The ideal average length of a stand-up should be between 10-15 minutes, and others may reach up to an hour or more depending on the team size and topics.
6. Improve Collaboratively (using models & the scientific method)
The way to achieve continuous improvement and sustainable change within an organization is through a shared vision of a better future and a collective understanding of the issues that need fixing.
Teams with a shared understanding of their goals, workflow, process, and risks are more likely to build a shared comprehension of a problem and work together towards improvement.
The Positive Side of Kanban
Nowadays, many organizations adopt the Kanban method to become more agile and bring order to their chaotic work processes. Simply said, a Kanban system helps you get more work done.
But let’s dig a bit deeper and see the real benefits of using Kanban.
The basic idea of Kanban is visualizing every piece of work on a whiteboard. This way, the Kanban board turns into a central informational hub. All tasks are visible, and they never get lost, which brings transparency to the whole work process. Every team member can have a quick update on the status of every project or task.

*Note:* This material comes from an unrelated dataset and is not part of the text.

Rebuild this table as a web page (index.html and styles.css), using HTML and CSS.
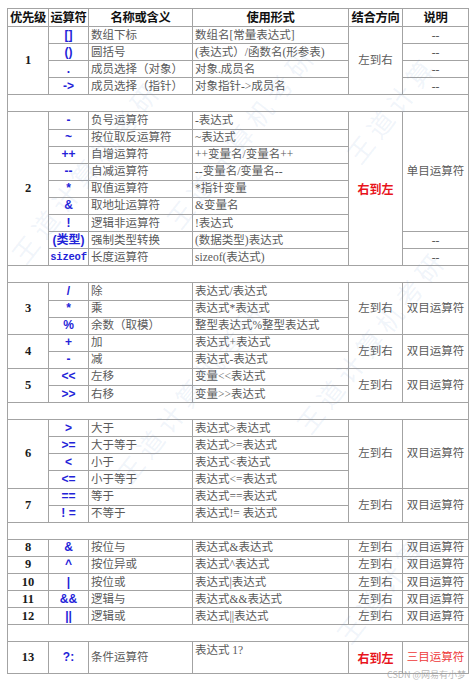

Once you build a Kanban board and you fill it with cards, you will see that some columns will get overcrowded with tasks. This will help you spotlight bottlenecks in your workflow and tackle them properly. For example, you can get a sense of how big tasks should be so your team can promptly move them forward.
If you take a look at the basic Kanban principles, you will quickly understand that any team can use them in your organization, from R&D to HR.
The main reason is that Kanban respects your organization’s current state, and it doesn’t require revolutionary changes. On the contrary, it suggests that you should pursue incremental, evolutionary change and continuously improve.
Kanban was created to meet actual customers’ demands just in time, rather than pushing goods to the market. Today, in knowledge work, Kanban makes it easy to respond to the ever-changing customer’s requirements. It allows teams to be more agile, adapt to changing priorities, reorganizes, or switch focus fast.